▶ **Goal**
Give the count of lines holding the string "index" and nothing else.

****************************************

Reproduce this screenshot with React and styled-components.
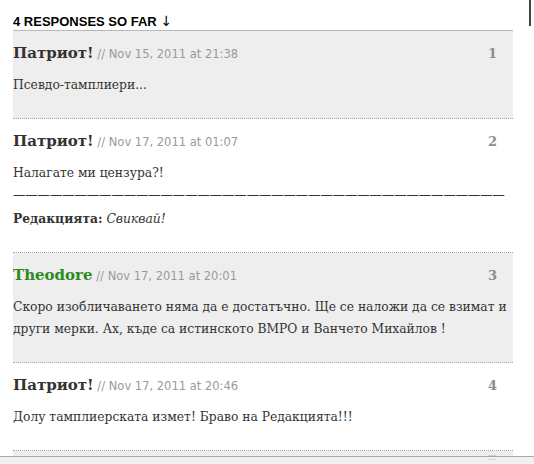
import styled, { createGlobalStyle } from "styled-components";

const comments = [
  {
    id: 1,
    author: "Патриот!",
    date: "Nov 15, 2011 at 21:38",
    alt: true,
    body: [<p key="a">Псевдо-тамплиери...</p>],
  },
  {
    id: 2,
    author: "Патриот!",
    date: "Nov 17, 2011 at 01:07",
    body: [
      <p key="a">
        Налагате ми цензура?!
        <br />
        {"—".repeat(40)}
      </p>,
      <p key="b">
        <strong>Редакцията:</strong> <em>Свиквай!</em>
      </p>,
    ],
  },
  {
    id: 3,
    author: "Theodore",
    date: "Nov 17, 2011 at 20:01",
    alt: true,
    green: true,
    body: [
      <p key="a">
        Скоро изобличаването няма да е достатъчно. Ще се наложи да се взимат и
        други мерки. Ах, къде са истинското ВМРО и Ванчето Михайлов !
      </p>,
    ],
  },
  {
    id: 4,
    author: "Патриот!",
    date: "Nov 17, 2011 at 20:46",
    body: [<p key="a">Долу тамплиерската измет! Браво на Редакцията!!!</p>],
  },
];

export default function App() {
  return (
    <>
      <GlobalStyle />
      <Page>
        <Main>
          <Heading>
            4 RESPONSES SO FAR <Arrow>↓</Arrow>
          </Heading>
          <CommentList>
            {comments.map((c) => (
              <Comment key={c.id} $alt={c.alt}>
                <CommentHead>
                  <div>
                    <Author $green={c.green}>{c.author}</Author>
                    <Meta> // {c.date}</Meta>
                  </div>
                  <Number>{c.id}</Number>
                </CommentHead>
                <Body>{c.body}</Body>
              </Comment>
            ))}
            <Comment $alt />
          </CommentList>
        </Main>
        <SideEdge />
      </Page>
      <Scrollbar>
        <Grip>:::</Grip>
      </Scrollbar>
    </>
  );
}

const GlobalStyle = createGlobalStyle`
  html, body {
    margin: 0;
    padding: 0;
    background: #fff;
    overflow: hidden;
  }
`;

const Page = styled.div`
  display: flex;
  height: 464px;
  padding-left: 13px;
`;

const Main = styled.div`
  width: 500px;
  padding-top: 12px;
`;

const Heading = styled.h3`
  margin: 0;
  font-family: "Liberation Sans", Arial, sans-serif;
  font-size: 13px;
  font-weight: bold;
  line-height: 18px;
  height: 18px;
  color: #000;
`;

const Arrow = styled.span`
  font-family: "DejaVu Sans", sans-serif;
  font-weight: normal;
  font-size: 14px;
`;

const CommentList = styled.ol`
  list-style: none;
  margin: 0;
  padding: 0;
  border-top: 1px solid #b9b9b9;
`;

const Comment = styled.li`
  background: ${(p) => (p.$alt ? "#eeeeee" : "#fff")};
  padding: 12px 16px 22px 0;
  min-height: 40px;
  border-bottom: 1px dotted #a8a8a8;
`;

const CommentHead = styled.div`
  display: flex;
  justify-content: space-between;
  align-items: center;
  line-height: 20px;
`;

const Author = styled.span`
  font-family: "DejaVu Serif", Georgia, serif;
  font-weight: bold;
  font-size: 15px;
  color: ${(p) => (p.$green ? "#2b8a1c" : "#333")};
`;

const Meta = styled.span`
  font-family: "DejaVu Sans", Verdana, sans-serif;
  font-size: 11.5px;
  color: #9a9a9a;
`;

const Number = styled.span`
  font-family: "DejaVu Serif", Georgia, serif;
  font-weight: bold;
  font-size: 13px;
  color: #8c8c8c;
`;

const Body = styled.div`
  margin-top: 10px;
  margin-right: -18px;
  font-family: "DejaVu Serif", Georgia, serif;
  font-size: 12.3px;
  line-height: 22px;
  color: #333;
  p {
    margin: 0;
  }
  p + p {
    margin-top: 2px;
  }
`;

const SideEdge = styled.div`
  margin-left: 16px;
  width: 2px;
  height: 26px;
  background: #444;
`;

const Scrollbar = styled.div`
  position: fixed;
  left: 0;
  right: 0;
  bottom: 0;
  height: 7px;
  border-top: 1px solid #a9a9a9;
  background: #f1f1f1;
`;

const Grip = styled.span`
  position: absolute;
  left: 488px;
  top: -4px;
  font-size: 8px;
  color: #999;
  font-family: "DejaVu Sans", sans-serif;
`;
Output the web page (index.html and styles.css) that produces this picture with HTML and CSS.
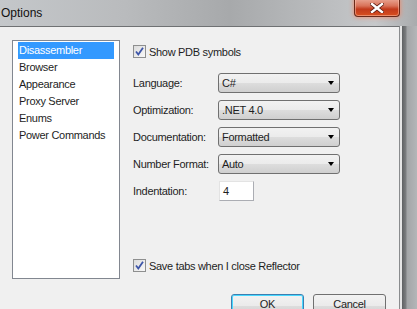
FILE: index.html
```html
<!DOCTYPE html>
<html lang="en">
<head>
    <meta charset="UTF-8">
    <title>Options</title>
    <link rel="stylesheet" href="styles.css">
</head>
<body>
    <div class="titlebar">
        <span class="title">Options</span>
        <div class="close-btn">
            <svg width="14" height="10" viewBox="0 0 14 10">
                <path d="M2 1 L12 9 M12 1 L2 9" stroke="#5a1a10" stroke-width="4" stroke-linecap="square"/>
                <path d="M2 1 L12 9 M12 1 L2 9" stroke="#ffffff" stroke-width="2.4" stroke-linecap="square"/>
            </svg>
        </div>
    </div>
    <div class="window">
        <div class="client">
            <div class="content">
                <ul class="page-list">
                    <li class="selected">Disassembler</li>
                    <li>Browser</li>
                    <li>Appearance</li>
                    <li>Proxy Server</li>
                    <li>Enums</li>
                    <li>Power Commands</li>
                </ul>
                <div class="settings">
                    <label class="check-row">
                        <span class="checkbox">
                            <svg width="11" height="11" viewBox="0 0 11 11">
                                <path d="M2 5.5 L4.3 8.5 L9 1.8" fill="none" stroke="#3d55a8" stroke-width="1.8"/>
                            </svg>
                        </span>
                        Show PDB symbols
                    </label>
                    <div class="fields">
                        <div class="field">
                            <span class="field-label">Language:</span>
                            <div class="select">C#<span class="arrow"></span></div>
                        </div>
                        <div class="field">
                            <span class="field-label">Optimization:</span>
                            <div class="select">.NET 4.0<span class="arrow"></span></div>
                        </div>
                        <div class="field">
                            <span class="field-label">Documentation:</span>
                            <div class="select">Formatted<span class="arrow"></span></div>
                        </div>
                        <div class="field">
                            <span class="field-label">Number Format:</span>
                            <div class="select">Auto<span class="arrow"></span></div>
                        </div>
                        <div class="field">
                            <span class="field-label">Indentation:</span>
                            <div class="textbox">4</div>
                        </div>
                    </div>
                    <label class="check-row save-tabs">
                        <span class="checkbox">
                            <svg width="11" height="11" viewBox="0 0 11 11">
                                <path d="M2 5.5 L4.3 8.5 L9 1.8" fill="none" stroke="#3d55a8" stroke-width="1.8"/>
                            </svg>
                        </span>
                        Save tabs when I close Reflector
                    </label>
                </div>
            </div>
            <div class="buttons">
                <button class="default">OK</button>
                <button>Cancel</button>
            </div>
        </div>
        <div class="frame"></div>
    </div>
</body>
</html>
```

FILE: styles.css
```css
body {
    margin: 0;
    width: 417px;
    height: 309px;
    overflow: hidden;
    font-family: "Liberation Sans", Arial, sans-serif;
    font-size: 11px;
    letter-spacing: -0.3px;
    color: #1e1e1e;
    background: linear-gradient(90deg, #c4c7ca 0%, #b9bbbd 30%, #a7a9ab 55%, #b8babc 75%, #c6c8ca 90%, #a9abad 100%);
}

.titlebar {
    height: 26px;
    display: flex;
    align-items: center;
    justify-content: space-between;
    position: relative;
}

.title {
    font-size: 12px;
    letter-spacing: 0;
    color: #101010;
    margin-left: 1px;
}

.close-btn {
    position: absolute;
    left: 354px;
    top: -1px;
    width: 46px;
    height: 18px;
    border: 1px solid #6a2a1a;
    border-top: none;
    border-radius: 0 0 4px 4px;
    background: linear-gradient(#e9a593 0%, #d9735a 40%, #c23a1c 60%, #d8501f 100%);
    box-shadow: 0 0 4px 1px rgba(255, 120, 80, 0.6), inset 0 0 0 1px rgba(255, 200, 180, 0.5);
    display: flex;
    align-items: center;
    justify-content: center;
    padding-top: 1px;
    box-sizing: border-box;
}

.window {
    display: flex;
    height: 283px;
}

.client {
    width: 400px;
    background-color: #f0f0f0;
    border-top: 1px solid #6f7173;
    border-right: 1px solid #8a8c8e;
    box-sizing: border-box;
    padding: 13px 0 0 12px;
}

.frame {
    width: 17px;
    background: linear-gradient(90deg, #e6e6e6 0px, #e6e6e6 2px, #5f6163 2px, #7d7f81 6px, #a3a5a7 7px, #b4b6b8 17px);
}

.content {
    display: flex;
    gap: 13px;
}

.page-list {
    list-style: none;
    margin: 0;
    padding: 1px 5px;
    width: 108px;
    height: 239px;
    box-sizing: border-box;
    background-color: #ffffff;
    border: 1px solid #828790;
}

.page-list li {
    height: 17px;
    line-height: 17px;
    padding-left: 1px;
}

.page-list li.selected {
    background-color: #3399ff;
    color: #ffffff;
}

.settings {
    display: flex;
    flex-direction: column;
    padding-top: 5px;
}

.check-row {
    display: flex;
    align-items: center;
    gap: 3px;
    height: 13px;
}

.checkbox {
    width: 13px;
    height: 13px;
    box-sizing: border-box;
    border: 1px solid #8e8f8f;
    background: linear-gradient(135deg, #dcdcdc, #f8f8f8);
    display: flex;
    align-items: center;
    justify-content: center;
}

.fields {
    display: flex;
    flex-direction: column;
    gap: 7px;
    margin-top: 15px;
}

.field {
    display: flex;
    align-items: center;
    height: 20px;
}

.field-label {
    width: 85px;
}

.select {
    width: 122px;
    height: 20px;
    box-sizing: border-box;
    border: 1px solid #707070;
    border-radius: 3px;
    background: linear-gradient(#f2f2f2 0%, #ebebeb 50%, #dddddd 51%, #cfcfcf 100%);
    display: flex;
    align-items: center;
    justify-content: space-between;
    padding: 0 5px 0 3px;
}

.arrow {
    width: 0;
    height: 0;
    border-left: 3.5px solid transparent;
    border-right: 3.5px solid transparent;
    border-top: 4px solid #000000;
}

.textbox {
    width: 35px;
    height: 20px;
    box-sizing: border-box;
    border: 1px solid #abadb3;
    border-top-color: #e3e3e3;
    border-left-color: #e3e3e3;
    background-color: #ffffff;
    padding: 3px 0 0 3px;
    margin-left: 1px;
}

.save-tabs {
    margin-top: 58px;
}

.buttons {
    display: flex;
    justify-content: flex-end;
    gap: 9px;
    margin-top: 15px;
    padding-right: 13px;
}

button {
    width: 73px;
    height: 23px;
    font-family: "Liberation Sans", Arial, sans-serif;
    font-size: 11px;
    letter-spacing: -0.3px;
    color: #1e1e1e;
    border: 1px solid #707070;
    border-radius: 3px;
    background: linear-gradient(#f2f2f2 0%, #ebebeb 50%, #dddddd 51%, #cfcfcf 100%);
    padding: 0 0 4px 0;
}

button.default {
    border-color: #3c7fb1;
    box-shadow: inset 0 0 0 1px #48d8ff;
}
```
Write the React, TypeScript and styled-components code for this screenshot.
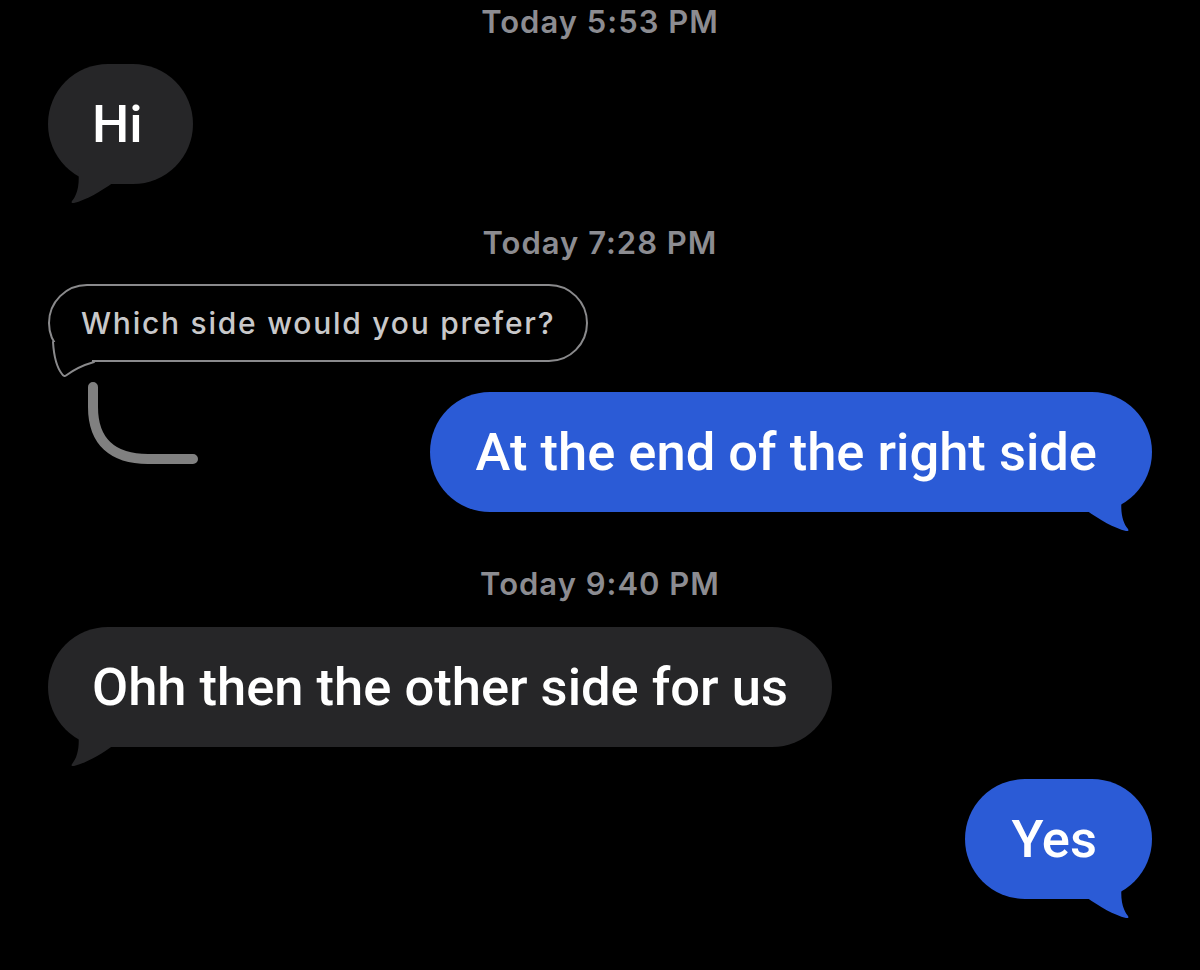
import React from "react";
import styled, { createGlobalStyle } from "styled-components";

const GlobalStyle = createGlobalStyle`
  html, body {
    margin: 0;
    padding: 0;
    background: #000;
  }
  body {
    font-family: Inter, "Noto Sans", sans-serif;
    -webkit-font-smoothing: antialiased;
  }
`;

const GRAY = "#262628";
const BLUE = "#2b5bd6";

const Thread = styled.div`
  width: 1200px;
  height: 970px;
  box-sizing: border-box;
  padding: 0 48px;
  display: flex;
  flex-direction: column;
  background: #000;
  overflow: hidden;
`;

const Timestamp = styled.div<{ $mt: number }>`
  margin-top: ${(p) => p.$mt}px;
  height: 36px;
  line-height: 36px;
  text-align: center;
  font-family: Inter, sans-serif;
  font-size: 31px;
  font-weight: 600;
  color: #8c8c91;
  letter-spacing: 1px;
`;

const Row = styled.div<{ $mt: number; $align: "start" | "end" | "between" }>`
  margin-top: ${(p) => p.$mt}px;
  display: flex;
  align-items: flex-start;
  justify-content: ${(p) =>
    p.$align === "start"
      ? "flex-start"
      : p.$align === "end"
      ? "flex-end"
      : "space-between"};
`;

const Bubble = styled.div<{ $blue?: boolean; $mt?: number; $minW?: number }>`
  position: relative;
  box-sizing: border-box;
  margin-top: ${(p) => p.$mt ?? 0}px;
  min-width: ${(p) => p.$minW ?? 0}px;
  height: 120px;
  line-height: 120px;
  padding: 0 ${(p) => (p.$blue ? 55 : 44)}px 0 ${(p) => (p.$blue ? 46 : 44)}px;
  border-radius: 60px;
  background: ${(p) => (p.$blue ? BLUE : GRAY)};
  color: #fff;
  font-family: Roboto, Inter, sans-serif;
  font-size: 52.5px;
  font-weight: 500;
  letter-spacing: 0px;
  white-space: nowrap;
`;

const BubbleText = styled.span`
  position: relative;
  z-index: 1;
`;

const TailSvg = styled.svg<{ $right?: boolean }>`
  position: absolute;
  bottom: -20px;
  ${(p) => (p.$right ? "right: 20px; transform: scaleX(-1);" : "left: 20px;")}
  width: 50px;
  height: 36px;
  overflow: visible;
`;

const Tail = ({ color, right }: { color: string; right?: boolean }) => (
  <TailSvg $right={right} viewBox="0 0 50 36">
    <path
      d="M10 0 C12 14 10 26 4 33 Q2.5 35.5 6 35 C18 32 32 24 46 14 L46 0 Z"
      fill={color}
    />
  </TailSvg>
);

const OutlineBubble = styled.div`
  position: relative;
  height: 74px;
  line-height: 74px;
  padding: 0 31px;
  border: 2px solid #8a8a8c;
  border-radius: 40px;
  color: #c8c8ca;
  font-family: Inter, Roboto, sans-serif;
  font-size: 30px;
  font-weight: 500;
  letter-spacing: 1.75px;
  white-space: nowrap;
`;

const OutlineTailSvg = styled.svg`
  position: absolute;
  left: -2px;
  top: calc(100% - 18px);
  width: 50px;
  height: 36px;
  overflow: visible;
`;

const OutlineTail = () => (
  <OutlineTailSvg viewBox="0 0 50 36">
    <path d="M5 0 C6 16 10 28 16 34 C22 30 32 24 44 20 L44 0 Z" fill="#000" />
    <path
      d="M5 0 C6 16 10 27 14 32 Q16 35 18 33.5 C24 29 32 24 46 20"
      fill="none"
      stroke="#8a8a8c"
      strokeWidth="2"
      strokeLinecap="round"
      strokeLinejoin="round"
    />
  </OutlineTailSvg>
);

const ReplyLine = styled.svg`
  display: block;
  margin-left: 40px;
  width: 110px;
  height: 85px;
  flex: none;
`;

export default function App() {
  return (
    <>
      <GlobalStyle />
      <Thread>
        <Timestamp $mt={4}>Today 5:53 PM</Timestamp>
        <Row $mt={24} $align="start">
          <Bubble $minW={145}>
            <BubbleText>Hi</BubbleText>
            <Tail color={GRAY} />
          </Bubble>
        </Row>
        <Timestamp $mt={41}>Today 7:28 PM</Timestamp>
        <Row $mt={23} $align="start">
          <OutlineBubble>
            Which side would you prefer?
            <OutlineTail />
          </OutlineBubble>
        </Row>
        <Row $mt={20} $align="between">
          <ReplyLine viewBox="0 0 110 85">
            <path
              d="M5 5 L5 25 C5 60 25 77 60 77 L105 77"
              fill="none"
              stroke="#808080"
              strokeWidth="10"
              strokeLinecap="round"
            />
          </ReplyLine>
          <Bubble $blue $mt={10}>
            <BubbleText>At the end of the right side</BubbleText>
            <Tail color={BLUE} right />
          </Bubble>
        </Row>
        <Timestamp $mt={54}>Today 9:40 PM</Timestamp>
        <Row $mt={25} $align="start">
          <Bubble>
            <BubbleText>Ohh then the other side for us</BubbleText>
            <Tail color={GRAY} />
          </Bubble>
        </Row>
        <Row $mt={32} $align="end">
          <Bubble $blue>
            <BubbleText>Yes</BubbleText>
            <Tail color={BLUE} right />
          </Bubble>
        </Row>
      </Thread>
    </>
  );
}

****************************************

▶ **Answer to this exercise**
3